Canadian house prices climb more than 9% in April
The Canadian housing market continued to ride the coattails of seemingly unstoppable Toronto and Vancouver, with prices up 9.5 per cent nationally in April, year over year – but a far more reasonable 3.4 per cent when the country’s two hottest markets are factored out.
Sales were up coast-to-coast some 2.3 per cent from March to April, the traditional start of the peak spring home-buying spree. That was the third consecutive monthly increase in sales and resulted in a return to sales levels seen across Canada in the latter part of 2014, according to April figures released by the Canadian Real Estate Association on Friday.
Sales were up in 70 per cent of the country’s major cities in April, led by the lower mainland of British Columbia, the GTA and Montreal, the national association for realtors said in a statement.

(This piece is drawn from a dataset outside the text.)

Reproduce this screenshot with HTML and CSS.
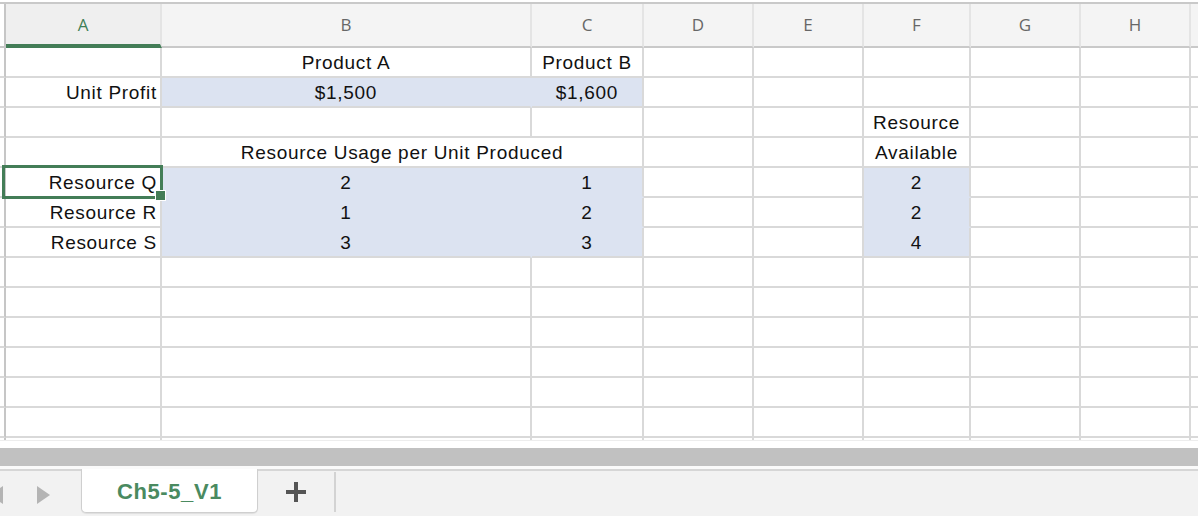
FILE: index.html
```html
<!DOCTYPE html>
<html>
<head>
<meta charset="utf-8">
<link rel="stylesheet" href="styles.css">
</head>
<body>
<div class="app">
  <div class="topline"></div>
  <div class="colheads">
    <div class="ch corner"></div>
    <div class="ch active">A</div>
    <div class="ch">B</div>
    <div class="ch">C</div>
    <div class="ch">D</div>
    <div class="ch">E</div>
    <div class="ch">F</div>
    <div class="ch">G</div>
    <div class="ch">H</div>
    <div class="ch last"></div>
  </div>
  <div class="sheet">
    <!-- row 1 -->
    <div class="rh"></div><div class="c"></div><div class="c ctr">Product A</div><div class="c ctr">Product B</div><div class="c"></div><div class="c"></div><div class="c"></div><div class="c"></div><div class="c"></div><div class="c"></div>
    <!-- row 2 -->
    <div class="rh"></div><div class="c rt">Unit Profit</div><div class="c ctr fill fill-in">$1,500</div><div class="c ctr fill">$1,600</div><div class="c"></div><div class="c"></div><div class="c"></div><div class="c"></div><div class="c"></div><div class="c"></div>
    <!-- row 3 -->
    <div class="rh"></div><div class="c"></div><div class="c"></div><div class="c"></div><div class="c"></div><div class="c"></div><div class="c ctr">Resource</div><div class="c"></div><div class="c"></div><div class="c"></div>
    <!-- row 4 -->
    <div class="rh"></div><div class="c"></div><div class="c ctr span2">Resource Usage per Unit Produced</div><div class="c"></div><div class="c"></div><div class="c ctr">Available</div><div class="c"></div><div class="c"></div><div class="c"></div>
    <!-- row 5 -->
    <div class="rh"></div><div class="c rt sel">Resource Q<span class="selbox"></span><span class="handle"></span></div><div class="c ctr fill fill-in fill-down">2</div><div class="c ctr fill fill-down">1</div><div class="c"></div><div class="c"></div><div class="c ctr fill fill-down">2</div><div class="c"></div><div class="c"></div><div class="c"></div>
    <!-- row 6 -->
    <div class="rh"></div><div class="c rt">Resource R</div><div class="c ctr fill fill-in fill-down">1</div><div class="c ctr fill fill-down">2</div><div class="c"></div><div class="c"></div><div class="c ctr fill fill-down">2</div><div class="c"></div><div class="c"></div><div class="c"></div>
    <!-- row 7 -->
    <div class="rh"></div><div class="c rt">Resource S</div><div class="c ctr fill fill-in">3</div><div class="c ctr fill">3</div><div class="c"></div><div class="c"></div><div class="c ctr fill">4</div><div class="c"></div><div class="c"></div><div class="c"></div>
    <!-- rows 8-13 -->
    <div class="rh"></div><div class="c"></div><div class="c"></div><div class="c"></div><div class="c"></div><div class="c"></div><div class="c"></div><div class="c"></div><div class="c"></div><div class="c"></div>
    <div class="rh"></div><div class="c"></div><div class="c"></div><div class="c"></div><div class="c"></div><div class="c"></div><div class="c"></div><div class="c"></div><div class="c"></div><div class="c"></div>
    <div class="rh"></div><div class="c"></div><div class="c"></div><div class="c"></div><div class="c"></div><div class="c"></div><div class="c"></div><div class="c"></div><div class="c"></div><div class="c"></div>
    <div class="rh"></div><div class="c"></div><div class="c"></div><div class="c"></div><div class="c"></div><div class="c"></div><div class="c"></div><div class="c"></div><div class="c"></div><div class="c"></div>
    <div class="rh"></div><div class="c"></div><div class="c"></div><div class="c"></div><div class="c"></div><div class="c"></div><div class="c"></div><div class="c"></div><div class="c"></div><div class="c"></div>
    <div class="rh"></div><div class="c"></div><div class="c"></div><div class="c"></div><div class="c"></div><div class="c"></div><div class="c"></div><div class="c"></div><div class="c"></div><div class="c"></div>
    <!-- partial row 14 -->
    <div class="rh p"></div><div class="c p"></div><div class="c p"></div><div class="c p"></div><div class="c p"></div><div class="c p"></div><div class="c p"></div><div class="c p"></div><div class="c p"></div><div class="c p"></div>
  </div>
  <div class="gap"></div>
  <div class="hscroll"></div>
  <div class="gap2"></div>
  <div class="tabbar">
    <div class="nav">
      <svg width="81" height="44" viewBox="0 0 81 44">
        <polygon points="-11,24 3,15 3,33" fill="#b4b4b4"/>
        <polygon points="37,15 37,33 50,24" fill="#b4b4b4"/>
      </svg>
    </div>
    <div class="tab">Ch5-5_V1</div>
    <div class="add">
      <svg width="22" height="22" viewBox="0 0 22 22">
        <rect x="9" y="1" width="4" height="20" fill="#555"/>
        <rect x="1" y="9" width="20" height="4" fill="#555"/>
      </svg>
    </div>
    <div class="divider"></div>
  </div>
</div>
</body>
</html>
```

FILE: styles.css
```css
* { box-sizing: border-box; }
html, body { margin: 0; padding: 0; background: #fff; }
.app {
  width: 1198px;
  height: 516px;
  overflow: hidden;
  display: flex;
  flex-direction: column;
  font-family: "Liberation Sans", Arial, sans-serif;
}
.topline {
  height: 4px;
  border-top: 2px solid #fff;
  background: #c9c9c9;
  flex: none;
}
.colheads, .sheet {
  display: grid;
  grid-template-columns: 6px 156px 370px 112px 110px 110px 107px 110px 110px 8px;
  flex: none;
}
.colheads { height: 44px; }
.ch {
  background: #f4f4f4;
  border-right: 2px solid #e4e4e4;
  border-bottom: 2px solid #c9c9c9;
  display: flex;
  align-items: center;
  justify-content: center;
  font-family: "Open Sans", sans-serif;
  font-size: 17px;
  color: #676767;
  padding-bottom: 2px;
}
.ch.corner { background: #fff; border-right-color: #c6c6c6; }
.ch.active {
  color: #3f7f56;
  background: #efefef;
  border-bottom: 4px solid #437d57;
  padding-top: 2px;
}
.ch.last { border-right: none; }
.sheet { height: 392px; grid-template-rows: repeat(13, 30px) 2px; }
.rh {
  border-right: 2px solid #c6c6c6;
  border-bottom: 2px solid #d9d9d9;
}
.c {
  border-right: 2px solid #d9d9d9;
  border-bottom: 2px solid #d9d9d9;
  display: flex;
  align-items: center;
  padding: 2px 4px 0 4px;
  font-size: 19px;
  letter-spacing: 0.7px;
  color: #111;
  white-space: nowrap;
  position: relative;
}
.c.p, .rh.p { border-bottom: none; }
.ctr { justify-content: center; }
.rt { justify-content: flex-end; padding-right: 3px; }
.span2 { grid-column: span 2; }
.fill { background: #dce3f1; }
.fill-in { border-right-color: #dce3f1; }
.fill-down { border-bottom-color: #dce3f1; }
.sel { z-index: 2; }
.selbox {
  position: absolute;
  left: -4px;
  top: -3px;
  width: 161px;
  height: 34px;
  border: 3px solid #437d57;
  pointer-events: none;
}
.handle {
  position: absolute;
  left: 149px;
  top: 22px;
  width: 11px;
  height: 11px;
  background: #437d57;
  border: 1px solid #fff;
}
.gap {
  height: 8px;
  flex: none;
  border-top: 1px solid #ededed;
  background: #fff;
}
.hscroll { height: 18px; background: #c1c1c1; flex: none; }
.gap2 { height: 3px; background: #fafafa; flex: none; }
.tabbar {
  flex: 1;
  background: #f2f2f2;
  border-top: 2px solid #d6d6d6;
  display: flex;
  align-items: flex-start;
}
.nav { width: 81px; height: 44px; flex: none; }
.nav svg { display: block; }
.tab {
  width: 177px;
  height: 44px;
  margin-top: -2px;
  background: #fff;
  border: 1px solid #cfcfcf;
  border-top: none;
  border-radius: 0 0 5px 5px;
  box-shadow: 0 1px 1px rgba(0,0,0,0.08);
  display: flex;
  align-items: center;
  justify-content: center;
  font-weight: bold;
  font-size: 22px;
  letter-spacing: 0.6px;
  color: #4a8a60;
  padding-top: 2px;
  flex: none;
}
.add {
  width: 76px;
  height: 42px;
  display: flex;
  align-items: center;
  justify-content: center;
  flex: none;
}
.add svg { display: block; }
.divider {
  width: 2px;
  height: 40px;
  margin-top: 1px;
  background: #d3d3d3;
  flex: none;
}
```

Listings were steady, except in Vancouver and Toronto where the supply of enough homes to meet demand remains a chronic problem, and has contributed to bidding wars and price escalations far exceeding price jumps seen elsewhere in the country.
Calgary was a notable exception in April, as the impact of oil continues to hit the housing market. Sales were up just 2.21 per cent last month, year over year, the smallest gain in three years in what was not that long ago the third hottest market in the country. Prices essentially flatlined, down just 0.53 per cent.
The MLS Home Price Index Benchmark, which factors out sales at the two extreme ends of the sales spectrum, was up 4.97 per cent in April over a year ago, CREA noted.
That brought the national benchmark home price to $488,400 but up to $594,500 in Greater Vancouver and $545,400 in the GTA.